The Vatican’s message to Spain’s bishops was less about party politics — and more about control of the Catholic vote

by Lorraine Williamson
Pope Spain far-right warning

The most striking part of the latest report from Spain’s Church–politics front is not simply that the Pope is worried about the far right. It is what he is reportedly worried about: the use of religion as a political tool.

According to El País, Pope Leo XIV told members of the executive committee of Spain’s Bishops’ Conference (CEE) in a Vatican meeting on 17 November that his biggest concern in Spain was “the ideology of the far right”, warning that these groups sought to win the Catholic vote and “instrumentalise the Church”. El País says this was confirmed by two sources familiar with the meeting.

Why this matters now in Spain

This lands at a moment when migration, identity and religion are colliding more openly in Spanish public life.

El País links the Pope’s concern to clashes over migration policy and rhetoric, including tensions between bishops and Vox after Church figures backed migrant regularisation measures and criticised discriminatory local decisions.
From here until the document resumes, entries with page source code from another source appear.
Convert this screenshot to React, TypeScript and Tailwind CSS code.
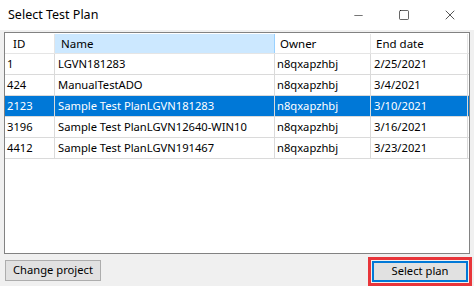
import { Minus, Square, X } from 'lucide-react'

type Plan = { id: string; name: string; owner: string; end: string }

const plans: Plan[] = [
  { id: '1', name: 'LGVN181283', owner: 'n8qxapzhbj', end: '2/25/2021' },
  { id: '424', name: 'ManualTestADO', owner: 'n8qxapzhbj', end: '3/4/2021' },
  { id: '2123', name: 'Sample Test PlanLGVN181283', owner: 'n8qxapzhbj', end: '3/10/2021' },
  { id: '3196', name: 'Sample Test PlanLGVN12640-WIN10', owner: 'n8qxapzhbj', end: '3/16/2021' },
  { id: '4412', name: 'Sample Test PlanLGVN191467', owner: 'n8qxapzhbj', end: '3/23/2021' },
]

const selected = '2123'

export default function App() {
  return (
    <div
      className="w-[474px] h-[286px] bg-[#f0f0f0] flex flex-col text-[11.2px] text-black overflow-hidden"
      style={{ fontFamily: '"Noto Sans", "DejaVu Sans", sans-serif' }}
    >
      {/* title bar */}
      <div className="h-[30px] bg-white flex items-center">
        <span className="pl-2 text-[12.5px] flex-1">Select Test Plan</span>
        <div className="flex h-full items-center">
          <span className="w-[46px] flex justify-center"><Minus size={13} strokeWidth={1} /></span>
          <span className="w-[46px] flex justify-center"><Square size={12} strokeWidth={1.2} /></span>
          <span className="w-[46px] flex justify-center mr-[1px]"><X size={16} strokeWidth={1} /></span>
        </div>
      </div>

      {/* list */}
      <div className="mt-[2px] ml-[4px] w-[466px] h-[222px] border border-[#828282] bg-white">
        <div className="mt-[1px] grid grid-cols-[50px_220px_96px_97px] h-[20px] border-b border-[#e5e5e5] text-[11.5px]">
          <div className="pl-[8px] flex items-center border-r border-[#e5e5e5]">ID</div>
          <div className="pl-[6px] flex items-center bg-[#cce8ff] border-r border-[#99d1ff]">Name</div>
          <div className="pl-[5px] flex items-center border-r border-[#e5e5e5]">Owner</div>
          <div className="pl-[5px] flex items-center border-r border-[#e5e5e5]">End date</div>
        </div>
        {plans.map(p => {
          const on = p.id === selected
          return (
            <div
              key={p.id}
              className={
                'grid grid-cols-[50px_220px_96px_97px] h-[21px] border-b border-[#dadada] ' +
                (on ? 'bg-[#0078d7] text-white' : '')
              }
            >
              <div className="pl-[2px] flex items-center border-r border-[#dadada]">{p.id}</div>
              <div className="pl-[3px] flex items-center border-r border-[#dadada]">{p.name}</div>
              <div className="pl-[2px] flex items-center border-r border-[#dadada]">{p.owner}</div>
              <div className="pl-[3px] flex items-center border-r border-[#dadada]">{p.end}</div>
            </div>
          )
        })}
      </div>

      {/* buttons */}
      <div className="flex justify-between items-start mt-[3px] pl-[5px] pr-[2px]">
        <button className="mt-[3px] w-[96px] h-[21px] bg-[#e1e1e1] border border-[#adadad] flex items-center justify-center">
          Change project
        </button>
        <div className="border-[3px] border-[#e8353a] p-[1px]">
          <button className="w-[96px] h-[21px] bg-[#e1e1e1] border-2 border-[#0078d7] flex items-center justify-center">
            Select plan
          </button>
        </div>
      </div>
    </div>
  )
}
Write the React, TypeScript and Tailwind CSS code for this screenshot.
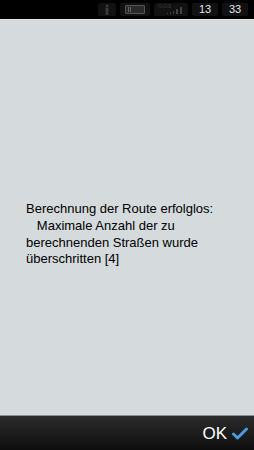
const App = () => {
  return (
    <div className="w-[254px] h-[450px] flex flex-col bg-[#d5dadc] overflow-hidden" style={{ fontFamily: '"Liberation Sans", Arial, sans-serif' }}>
      {/* status bar */}
      <div className="h-[19px] bg-black flex items-center justify-end gap-[4px] pr-[6px] shrink-0">
        <div className="w-[18px] h-[13px] rounded-[2px] bg-[#111] flex items-center justify-center">
          <svg width="6" height="11" viewBox="0 0 6 11">
            <circle cx="3" cy="2" r="1.5" fill="#3a3a3a" />
            <rect x="1.5" y="4" width="3" height="4" fill="#3a3a3a" />
            <circle cx="3" cy="9.5" r="1.5" fill="#3a3a3a" />
          </svg>
        </div>
        <div className="w-[30px] h-[13px] rounded-[2px] bg-[#111] flex items-center justify-center">
          <div className="w-[20px] h-[9px] border border-[#555] rounded-[1px] bg-[#2a2a2a] flex items-center px-[2px] gap-[1px]">
            <div className="w-[1px] h-[5px] bg-[#666]" />
            <div className="w-[1px] h-[5px] bg-[#666]" />
          </div>
        </div>
        <div className="w-[34px] h-[13px] rounded-[2px] bg-[#111] relative">
          <span className="absolute left-[4px] top-[0px] text-[6px] leading-[7px] text-[#3a3a3a]">GGS</span>
          <div className="absolute right-[6px] bottom-[2px] flex items-end gap-[2px]">
            <div className="w-[1px] h-[1px] bg-[#444]" />
            <div className="w-[1px] h-[2px] bg-[#444]" />
            <div className="w-[1px] h-[3px] bg-[#444]" />
            <div className="w-[2px] h-[5px] bg-[#444]" />
            <div className="w-[2px] h-[7px] bg-[#444]" />
          </div>
        </div>
        <div className="w-[26px] h-[13px] rounded-[2px] bg-[#111] flex items-center justify-center text-[11px] text-[#e6e6e6]">13</div>
        <div className="w-[26px] h-[13px] rounded-[2px] bg-[#111] flex items-center justify-center text-[11px] text-[#e6e6e6]">33</div>
      </div>
      <div className="h-[1px] bg-[#e3e7e9] shrink-0" />

      {/* message */}
      <div className="flex-1 flex items-center px-[26px] pt-[34px]">
        <p className="text-[13px] leading-[16.6px] text-black whitespace-pre-wrap">
          {"Berechnung der Route erfolglos:\n   Maximale Anzahl der zu\nberechnenden Straßen wurde\nüberschritten [4]"}
        </p>
      </div>

      {/* bottom bar */}
      <div className="h-[1px] bg-[#8c8f90] shrink-0" />
      <div className="h-[34px] shrink-0 bg-gradient-to-b from-[#2c2c2c] to-[#0e0e0e] flex items-center justify-end pr-[6px] gap-[5px]">
        <span className="text-[17px] text-white leading-none">OK</span>
        <svg width="16" height="13" viewBox="0 0 16 13">
          <path d="M1.5 7 L5.5 11 L14.5 2" fill="none" stroke="#4a9be0" strokeWidth="3" strokeLinecap="round" strokeLinejoin="round" />
        </svg>
      </div>
    </div>
  );
};

export default App;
The paper says migration was a key breaking point in the confrontation.

That makes this more than a Vatican quote story. It becomes a warning about how quickly religious language, social policy and party mobilisation can fuse into one political battlefield.

Spain’s political centre of gravity moves right as PP signals openness to Vox

The argument inside Spain is not just left vs right

A lot of coverage frames this as a straightforward Church-versus-far-right clash. The reality appears more complicated.

The issue described by El País is not only ideological disagreement. It is a fight over legitimacy: who gets to speak for Catholic values in Spain, and whether bishops can defend positions on migrants or social issues without being accused of acting as proxies for the government. El País reports that some ultra-conservative groups and voices have accused Church leaders of betrayal and political collusion.

In that sense, the Pope’s reported warning reads as an attempt to draw a line: Rome may engage in moral questions, but does not want the Church folded into any party machine.

Migration is the fault line that keeps reopening

El País says one trigger for the deterioration was the Church’s support for policies to regularise undocumented migrants, a stance strongly opposed by Vox. The report also references earlier rows, including reactions to a municipal decision in Jumilla (Murcia) affecting Islamic celebrations and the bishops’ criticism of it as discrimination.

That helps explain why the Pope’s concern reportedly centres on the far right’s political strategy in Spain. Migration has become the point where theological language, public policy and electoral messaging collide most sharply.

Abuse compensation and Vatican pressure add another layer

The same Vatican meeting reportedly also addressed the long-stalled issue of compensation for victims of sexual abuse within the Church in Spain.

El País reports that the bishops left Rome with a clear instruction to resolve the matter quickly, and that the CEE later shifted position, reaching an agreement with the Spanish government in January to compensate all victims. If accurate, that would suggest the November meeting had broader consequences than one political warning.

In practice, it means the Vatican was reportedly pushing on two fronts at once: internal Church credibility and external political pressure.

Why the report has wider resonance beyond Spain

El País also places the episode in a larger international context, linking it to ultra-conservative Catholic networks and digital campaigns that, according to the report, targeted Leo XIV before his election. The article argues that this helps explain why he is especially alert to attempts to weaponise Catholic identity in national politics.

Whether or not further details emerge, the significance for Spain is already clear: the Vatican appears to be signalling that the Church should resist being dragged into partisan identity wars, even when those wars are fought in explicitly religious language.

What this changes in the Spanish debate

If El País’s account is correct, the key takeaway is not that Rome has entered day-to-day Spanish politics. It is that Rome is trying to keep the Church from being absorbed by them.

That matters in Spain, where Church-state history is unusually charged and where migration and cultural identity are already among the most polarising issues in public debate. The Pope’s reported warning sharpens a question likely to keep growing this year: can the Spanish Church defend social positions without becoming a campaign asset for one side — or a target for the other?